11. Integrating the Calculator with Energy Planning

1. Gather accurate measurements. Measure room dimensions to calculate volume precisely, and document heater nameplate data.
2. Monitor actual performance. Use smart thermostats or data loggers to compare predicted heating time with reality, then adjust the heat-loss value until the model matches observed behavior.
3. Coordinate with retrofits. When upgrading insulation or windows, rerun the calculator to quantify the resulting time savings and energy reduction.
4. Plan staggered heating. For multi-room dwellings, run separate calculations for each zone to schedule heaters sequentially and avoid electrical demand spikes.

By following these steps, you transform the calculator into a living model for your property rather than a one-off novelty.
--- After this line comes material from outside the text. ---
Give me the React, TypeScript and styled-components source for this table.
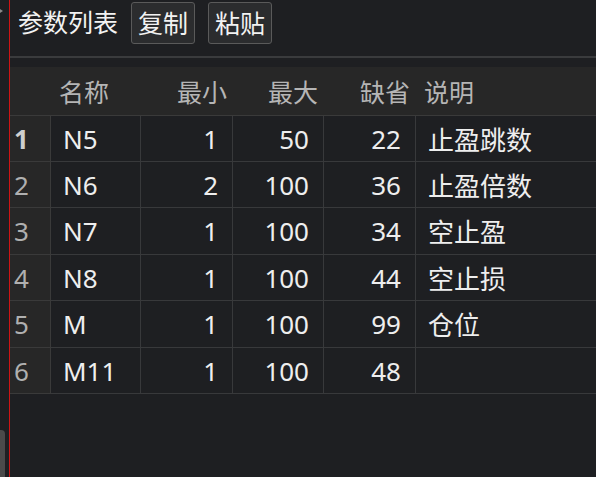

12. Future-Facing Considerations

As building codes tighten and electrification accelerates, understanding heating timelines becomes even more essential. Grid-aware homes may preheat during off-peak hours to relieve demand. Thermal storage materials, such as phase-change panels, will shift the timing dynamics because they can absorb or release heat on schedule. Keeping a firm grasp on the fundamentals—mass, temperature difference, heater capacity, efficiency, and loss—positions you to adapt regardless of technology shifts.

Ultimately, calculating time to heat a room is a balancing act between physics and practical constraints. With the premium calculator above and the accompanying insights, you can evaluate comfort strategies, justify upgrades, and communicate confidently with contractors, energy auditors, or building officials.